Figure 1: Behold! A graphical demonstration of Jensen’s Inequality. The expectations shown are with respect to an arbitrary discrete distribution over the \(x_i\)
Unfortunately, the diagram in Figure 1 is not quite as transparent as the Pythagorean proof so a little discussion is probably required. The diagram shows an instance of Jensen’s inequality for a discrete distribution where the random variable \(x\) takes on one of the \(n\) values \(x_i\) with with probability \(p_i\).
Note that the points \((x_i, f(x_i))\) form the vertices of a polygon which, by the convexity of ƒ, must also be convex and lie within the epigraph of ƒ (the blue shaded area above ƒ). Furthermore, since the \(p_i\) are probabilities they satisfy \(\sum_i p_i = 1\).
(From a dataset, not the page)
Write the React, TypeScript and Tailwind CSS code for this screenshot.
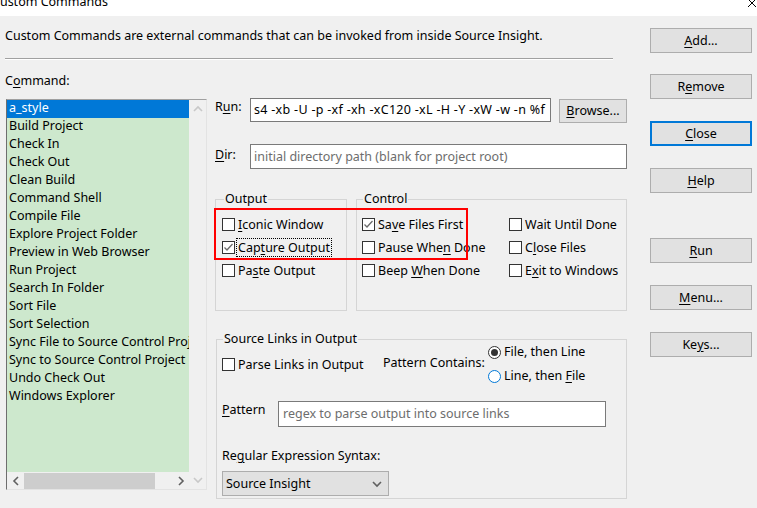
const commands = [
  'a_style',
  'Build Project',
  'Check In',
  'Check Out',
  'Clean Build',
  'Command Shell',
  'Compile File',
  'Explore Project Folder',
  'Preview in Web Browser',
  'Run Project',
  'Search In Folder',
  'Sort File',
  'Sort Selection',
  'Sync File to Source Control Project',
  'Sync to Source Control Project',
  'Undo Check Out',
  'Windows Explorer',
]

// label with an underlined access key
function Mn({ t, i }: { t: string; i: number }) {
  if (i < 0) return <>{t}</>
  return (
    <>
      {t.slice(0, i)}
      <span className="underline decoration-1 underline-offset-[2px]">{t[i]}</span>
      {t.slice(i + 1)}
    </>
  )
}

function CheckBox({ t, i, checked, focus }: { t: string; i: number; checked?: boolean; focus?: boolean }) {
  return (
    <div className="flex h-[23px] items-center">
      <div className="flex h-[13px] w-[13px] shrink-0 items-center justify-center border border-[#333333] bg-white">
        {checked && (
          <svg width="11" height="11" viewBox="0 0 11 11">
            <polyline points="1.5,5.5 4,8 9.5,2" fill="none" stroke="#6b6b6b" strokeWidth="1.3" />
          </svg>
        )}
      </div>
      <span
        className={`ml-[2px] whitespace-nowrap px-[1px] leading-[17px] ${
          focus ? 'outline-1 outline-dotted outline-[#000]' : ''
        }`}
      >
        <Mn t={t} i={i} />
      </span>
    </div>
  )
}

function Radio({ t, i, checked, hover }: { t: string; i: number; checked?: boolean; hover?: boolean }) {
  return (
    <div className="flex h-[24px] items-center">
      <div
        className={`flex h-[13px] w-[13px] items-center justify-center rounded-full border bg-white ${
          hover ? 'border-[#0078d7]' : 'border-[#333333]'
        }`}
      >
        {checked && <div className="h-[7px] w-[7px] rounded-full bg-[#333333]" />}
      </div>
      <span className="ml-[3px] whitespace-nowrap leading-[16px]">
        <Mn t={t} i={i} />
      </span>
    </div>
  )
}

function Button({ t, i, def }: { t: string; i: number; def?: boolean }) {
  return (
    <div
      className={`flex h-[25px] w-[102px] items-center justify-center bg-[#e1e1e1] leading-[16px] ${
        def ? 'border-2 border-[#0078d7]' : 'border border-[#adadad]'
      }`}
    >
      <Mn t={t} i={i} />
    </div>
  )
}

function Chevron({ dir, color }: { dir: 'up' | 'down' | 'left' | 'right'; color: string }) {
  const pts = {
    up: '1,6 5,2 9,6',
    down: '1,2 5,6 9,2',
    left: '6,1 2,5 6,9',
    right: '2,1 6,5 2,9',
  }[dir]
  const wide = dir === 'up' || dir === 'down'
  return (
    <svg width={wide ? 10 : 8} height={wide ? 8 : 10} viewBox={wide ? '0 0 10 8' : '0 0 8 10'}>
      <polyline points={pts} fill="none" stroke={color} strokeWidth="1.6" />
    </svg>
  )
}

function CommandList() {
  return (
    <div className="ml-[6px] flex h-[391px] w-[201px] border border-t-[#a0a0a0] border-l-[#6e6e6e] border-r-[#e3e3e3] border-b-[#e3e3e3]">
      <div className="flex w-[182px] flex-col">
        <div className="flex-1 overflow-hidden bg-[#cde8cd]">
          {commands.map((c, idx) => (
            <div
              key={c}
              className={`h-[18px] whitespace-nowrap px-[2px] leading-[16px] ${
                idx === 0 ? 'bg-[#0078d7] text-white' : ''
              }`}
            >
              {c}
            </div>
          ))}
        </div>
        <div className="flex h-[17px] items-center bg-[#f0f0f0]">
          <div className="flex w-[17px] justify-center">
            <Chevron dir="left" color="#606060" />
          </div>
          <div className="h-[16px] w-[131px] bg-[#cdcdcd]" />
          <div className="flex flex-1 justify-end pr-[4px]">
            <Chevron dir="right" color="#606060" />
          </div>
        </div>
      </div>
      <div className="flex w-[17px] flex-col items-center justify-between bg-[#f0f0f0] py-[5px]">
        <Chevron dir="up" color="#c8c8c8" />
        <Chevron dir="down" color="#c8c8c8" />
      </div>
    </div>
  )
}

export default function App() {
  return (
    <div className="flex h-[508px] w-[757px] flex-col overflow-hidden bg-[#f0f0f0] font-['Noto_Sans',sans-serif] text-[12.5px] text-black">
      <div className="flex h-[16px] shrink-0 justify-between overflow-hidden bg-white">
        <span className="-ml-[8px] -mt-[6px] whitespace-nowrap leading-[16px]">Custom Commands</span>
        <svg width="10" height="10" viewBox="0 0 10 10" className="-mt-[2px]">
          <path d="M1 1 L9 9 M9 1 L1 9" stroke="#000" strokeWidth="1" />
        </svg>
      </div>

      <div className="flex flex-1">
        <div className="flex w-[640px] flex-col">
          <p className="ml-[5px] mt-[12px] whitespace-nowrap leading-[16px]">
            Custom Commands are external commands that can be invoked from inside Source Insight.
          </p>
          <div className="ml-[5px] mt-[14px] h-[2px] w-[608px] border-t border-b border-t-[#a0a0a0] border-b-white" />
          <div className="ml-[5px] mt-[13px] leading-[16px]">
            <Mn t="Command:" i={1} />
          </div>

          <div className="mt-[10px] flex">
            <CommandList />

            <div className="-mt-[1px] ml-[8px] flex w-[412px] flex-col">
              <div className="flex h-[25px] items-start">
                <span className="mt-[1px] w-[35px] leading-[16px]">
                  <Mn t="Run:" i={1} />
                </span>
                <div className="h-[24px] w-[301px] overflow-hidden whitespace-nowrap border border-[#7a7a7a] bg-white px-[3px] leading-[22px] tracking-[0.3px]">
                  s4 -xb -U -p -xf -xh -xC120 -xL -H -Y -xW -w -n %f
                </div>
                <div className="ml-[8px] mt-[1px] flex h-[24px] w-[68px] items-center justify-center border border-[#adadad] bg-[#e1e1e1]">
                  <Mn t="Browse..." i={0} />
                </div>
              </div>

              <div className="mt-[21px] flex items-start">
                <span className="mt-[3px] w-[35px] leading-[16px]">
                  <Mn t="Dir:" i={0} />
                </span>
                <div className="h-[25px] w-[377px] border border-[#7a7a7a] bg-white px-[3px] leading-[23px] text-[#6d6d6d]">
                  initial directory path (blank for project root)
                </div>
              </div>

              <div className="relative mt-[22px] flex gap-[9px]">
                <fieldset className="h-[120px] w-[132px] border border-[#d5d5d5] pl-[6px]">
                  <legend className="ml-[2px] px-[1px] leading-[16px]">Output</legend>
                  <div className="pt-[6px]">
                    <CheckBox t="Iconic Window" i={0} />
                    <CheckBox t="Capture Output" i={3} checked focus />
                    <CheckBox t="Paste Output" i={2} />
                  </div>
                </fieldset>
                <fieldset className="h-[120px] w-[271px] border border-[#d5d5d5] pl-[5px]">
                  <legend className="ml-[1px] px-[1px] leading-[16px]">Control</legend>
                  <div className="grid grid-cols-[147px_1fr] pt-[6px]">
                    <CheckBox t="Save Files First" i={2} checked />
                    <CheckBox t="Wait Until Done" i={-1} />
                    <CheckBox t="Pause When Done" i={9} />
                    <CheckBox t="Close Files" i={1} />
                    <CheckBox t="Beep When Done" i={5} />
                    <CheckBox t="Exit to Windows" i={1} />
                  </div>
                </fieldset>
                {/* highlight drawn over the dialog */}
                <div className="absolute -left-[1px] top-[17px] h-[52px] w-[254px] border-2 border-[#ff0000]" />
              </div>

              <fieldset className="ml-[1px] mt-[20px] h-[168px] w-[411px] border border-[#d5d5d5] pl-[5px]">
                <legend className="ml-[1px] px-[1px] leading-[16px]">Source Links in Output</legend>
                <div className="-mt-[7px] flex h-[48px] items-center">
                  <div className="w-[161px]">
                    <CheckBox t="Parse Links in Output" i={-1} />
                  </div>
                  <span className="-mt-[3px] w-[105px] whitespace-nowrap leading-[16px]">Pattern Contains:</span>
                  <div className="flex flex-col">
                    <Radio t="File, then Line" i={-1} checked />
                    <Radio t="Line, then File" i={11} hover />
                  </div>
                </div>
                <div className="mt-[13px] flex items-start">
                  <span className="mt-[1px] w-[56px] leading-[16px]">
                    <Mn t="Pattern" i={0} />
                  </span>
                  <div className="h-[26px] w-[328px] border border-[#7a7a7a] bg-white px-[4px] leading-[24px] text-[#6d6d6d]">
                    regex to parse output into source links
                  </div>
                </div>
                <div className="mt-[21px] leading-[16px]">
                  <Mn t="Regular Expression Syntax:" i={2} />
                </div>
                <div className="mt-[7px] flex h-[25px] w-[167px] items-center justify-between border border-[#adadad] bg-[#e1e1e1] pl-[3px] pr-[6px] pt-[1px]">
                  <span>Source Insight</span>
                  <Chevron dir="down" color="#606060" />
                </div>
              </fieldset>
            </div>
          </div>
        </div>

        <div className="ml-[10px] flex flex-col pt-[12px]">
          <Button t="Add..." i={0} />
          <div className="mt-[21px]">
            <Button t="Remove" i={1} />
          </div>
          <div className="mt-[22px]">
            <Button t="Close" i={0} def />
          </div>
          <div className="mt-[22px]">
            <Button t="Help" i={0} />
          </div>
          <div className="mt-[45px]">
            <Button t="Run" i={0} />
          </div>
          <div className="mt-[22px]">
            <Button t="Menu..." i={0} />
          </div>
          <div className="mt-[22px]">
            <Button t="Keys..." i={2} />
          </div>
        </div>
      </div>
    </div>
  )
}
This means the expected value of the random variable \((x, f(x))\) given by \[ \mathbb{E}[(x, f(x))] = \sum_{i=1}^n p_i \left(x_i, f(x_i)\right) \] is a convex combination and so must also lie within the dashed polygon. In fact, since \(\mathbb{E}[(x, f(x))] = \left(\mathbb{E}[x], \mathbb{E}[f(x)]\right)\) it must lie above \(f\left(\mathbb{E}[x]\right)\) thus giving the result.
Although the diagram in Figure 1 assumes a 1-dimensional space \(X\) the above argument generalises to higher dimensions in an analogous manner. Also, the general result for non-discrete distributions can be gleamed from the provided diagram by a hand-wavy limiting argument. By adding more \(x_i\) to the diagram the dashed polygon the shaded area will approximate the graph of ƒ better. So, by the earlier argument for the discrete case, the expected value of \(x\) will remain within the polygon and thus within the shaded area and thus above ƒ. Since this holds for an arbitrary number of points and nothing weird happens as we take the limit we have the continuous result.
A somewhat surprising fact about Jensen’s inequality is that its converse is also true. By this I mean that if ƒ is a function such that its Jensen gap \(J_f(x)\) is non-negative for all distributions of the random variable \(x\) then ƒ is necessarily convex. The contrapositive of this statement is: ƒ non-convex implies the existence of a random variable \(x\) so that \(J_f(x) < 0\).
Considering Figure 1 again gives some intuition as to why this must be the case. If ƒ was non-convex then its epigraph must, by definition, also be non-convex. This means I could choose some \(x_i\) so that one of the dashed lines lies outside the shaded area. This means I can then choose \(p_i\) so that the mean \(\mathbb{E}[(x, f(x))]\) lies outside the shaded area and thus below the graph of ƒ.
Of course, no self-respecting mathematician would call the above arguments a proof of Jensen’s inequality. There are too many edge cases and subtleties (especially in the continuous case) that I’ve ignored. That said, I believe the statement and thrust of the inequality can be quickly arrived at from the simple diagram above. When using tools like Jensen’s inequality, I find this type of quick insight more valuable than a long, careful technical statement and proof. The latter is valuable to but if I need this level of detail I would look it up rather than try to dredge it up from my sometimes unreliable memory.
Mark Reid November 17, 2008 Canberra, Australia